Comment les discours sur l’immigration alimentent l’islamophobie
Si les discours islamophobes dépassent aujourd’hui largement l’extrême droite, ils ont en commun de promouvoir une France blanche et catholique.
dans l’hebdo N° 1870 Acheter ce numéro

© Serge d'Ignazio
Depuis quelques années, les spécialistes français des migrations tentent de tordre le cou aux stéréotypes sur l’immigration en apportant de la nuance et des informations scientifiques sur ce phénomène mondial.
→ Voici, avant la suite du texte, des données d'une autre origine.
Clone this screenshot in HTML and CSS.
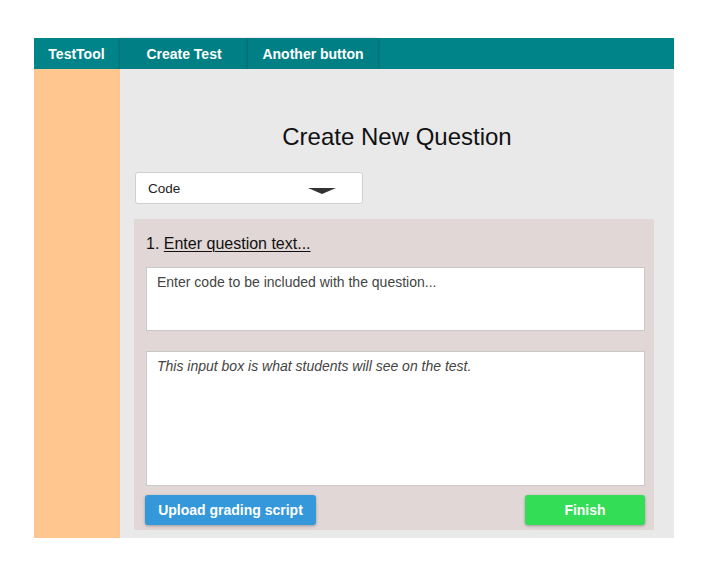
FILE: index.html
```html
<!DOCTYPE html>
<html>
<head>
<meta charset="utf-8">
<link rel="stylesheet" href="styles.css">
</head>
<body>
<div class="app">
  <nav class="nav">
    <div class="brand">TestTool</div>
    <button class="navbtn nb1">Create Test</button>
    <button class="navbtn nb2">Another button</button>
  </nav>
  <div class="body">
    <aside class="side"></aside>
    <main class="main">
      <h1 class="title">Create New Question</h1>
      <div class="select">
        <span>Code</span>
        <span class="caret"></span>
      </div>
      <section class="panel">
        <div class="qline">1. <u>Enter question text...</u></div>
        <div class="ta ta1">Enter code to be included with the question...</div>
        <div class="ta ta2"><i>This input box is what students will see on the test.</i></div>
        <div class="actions">
          <button class="btn upload">Upload grading script</button>
          <button class="btn finish">Finish</button>
        </div>
      </section>
    </main>
  </div>
</div>
</body>
</html>
```
FILE: styles.css
```css
html, body { margin: 0; padding: 0; background: #fff; }
body { font-family: "Liberation Sans", Arial, sans-serif; }
.app { margin: 38px 35px 0 34px; width: 640px; }
.nav { display: flex; height: 31px; background: #00848a; }
.brand { width: 86px; color: #fff; font-weight: bold; font-size: 14px; line-height: 31px; text-align: center; box-sizing: border-box; padding: 1px 1px 0 0; }
.navbtn { border: none; background: #007f84; color: #fff; font-family: inherit; font-weight: bold; font-size: 14px; height: 31px; box-shadow: 0 1px 3px rgba(0,0,0,0.35); padding: 0; }
.nb1 { width: 128px; }
.nb2 { width: 130px; }
.body { display: flex; height: 469px; }
.side { width: 86px; background: #ffc78f; }
.main { flex: 1; background: #e9e9e9; padding: 0 20px 8px 14px; display: flex; flex-direction: column; }
.title { margin: 54px 0 0 6px; font-weight: normal; font-size: 24px; line-height: 28px; text-align: center; color: #111; }
.select { margin-top: 21px; margin-left: 1px; width: 228px; height: 33px; background: #fff; border: 1px solid #cfcfcf; border-radius: 3px; display: flex; align-items: center; padding-left: 12px; box-sizing: border-box; position: relative; font-size: 13.5px; color: #222; }
.caret { position: absolute; left: 172px; top: 15px; width: 0; height: 0; border-left: 14px solid transparent; border-right: 14px solid transparent; border-top: 6px solid #333; }
.panel { margin-top: 15px; flex: 1; background: #e0d7d6; padding: 15px 9px 5px 12px; display: flex; flex-direction: column; }
.qline { font-size: 16px; color: #111; line-height: 19px; }
.qline u { text-decoration-thickness: 1px; text-underline-offset: 2px; }
.ta { background: #fff; border: 1px solid #c9c9c9; box-sizing: border-box; padding: 6px 10px; font-size: 14px; color: #444; line-height: 17px; }
.ta1 { margin-top: 14px; height: 64px; }
.ta2 { margin-top: 20px; height: 135px; color: #444; }
.actions { margin-top: 9px; display: flex; justify-content: space-between; }
.btn { border: none; border-radius: 3px; color: #fff; font-family: inherit; font-weight: bold; font-size: 14px; height: 30px; box-shadow: 0 1px 3px rgba(0,0,0,0.3); padding: 0; }
.upload { background: #3498db; width: 171px; margin-left: -1px; }
.finish { background: #33dd55; width: 120px; }
```
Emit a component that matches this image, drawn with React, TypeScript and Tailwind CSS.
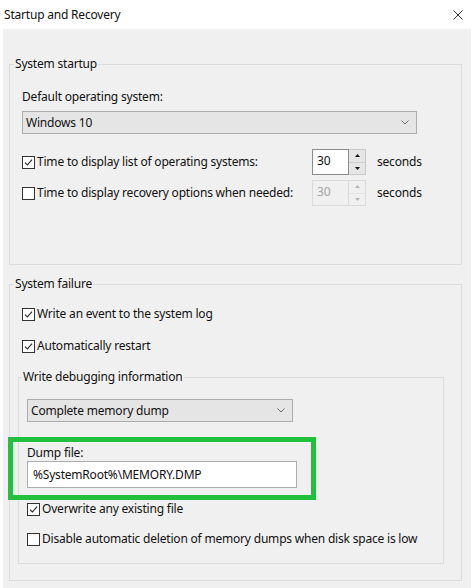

Le professeur François Héran rappelait, en 2023 sur France Inter, qu’il n’y a pas de lien entre les politiques migratoires et la probabilité d’attentats.
En cause, l’association devenue banale entre immigration et danger sécuritaire. S’il n’y a pas de corrélation entre terrorisme et immigration, il est incontestable que les discours politiques sur l’immigration alimentent l’islamophobie. Que les personnes victimes d’islamophobie soient françaises ou non importe peu, car l’équation qui associe le ou la musulman·e à un·e immigré·e dépend de la manière dont elles sont perçues, ce qui leur échappe en partie, en l’absence de signes distinctifs de religiosité.
Depuis une dizaine d’années, le discours stigmatisant et répressif sur l’immigration n’est plus réservé à l’extrême droite : droite et centre usent du leit motiv sur les risques migratoires. Dans les colonnes du Journal du dimanche, immigration et islam sont associés pour mettre en garde sur « une transformation culturelle accélérée » due à une prétendue « submersion » migratoire. En d’autres termes, la France court le danger du « grand remplacement ».
À chaque défi ou drame national, étrangers et musulman·es sont accusé·es de menacer la cohésion nationale
Face à cette menace supposée, la banalisation du discours anti-migrant·e s’est doublée d’un discours islamophobe où les musulman·es sont invité·es à « rentrer chez eux/elles ». Ce motif a été repris par Christophe B., l’assassin de Hichem Miraoui, qui déclarait sur les réseaux sociaux que l’État n’était « pas capable de nous protéger, de les renvoyez (sic) chez eux ». Le parquet révélait qu’il avait écrit « de très nombreuses publications portant notamment sur le terrorisme, les étrangers, l’islam, l’ultra-droite (sic) ou ciblant les instances gouvernementales françaises ».
L’immigration et l’islamophobie ont en commun l’assignation à l’altérité et le renvoi systématique au danger qui menace d’abord le travail. Jean-Marie Le Pen associait systématiquement les immigrés au chômage. Aujourd’hui, l’idéologie de l’extrême droite s’est étendue : à chaque défi ou drame national, étrangers et musulman·es sont accusé·es de menacer la cohésion nationale et la sécurité. Les lois immigration se succèdent et servent d’argument électoral. L’approche idéologique ne semble pas freiner les relents racistes qu’elle véhicule.
Cette association vise à préserver une pureté nationale, une France blanche héritière d’un catholicisme paroissial et d’une culture supposément menacée. La perte de ces caractéristiques fantasmées alimente les idéologies racistes, islamophobes et antisémites sur le danger que représenteraient étranger·es, migrant·es, musulman·es, juif·ves, dont la présence serait coupable de nuire à la culture française.
Il s’agit là d’un discours identitaire très commun, de Orbán en Hongrie à Trump aux États-Unis en passant par Meloni en Italie, qui rejette sur des minorités tous les enjeux auxquels les gouvernements peinent à répondre aux effets du capitalisme, des guerres et des crises géopolitiques et économiques.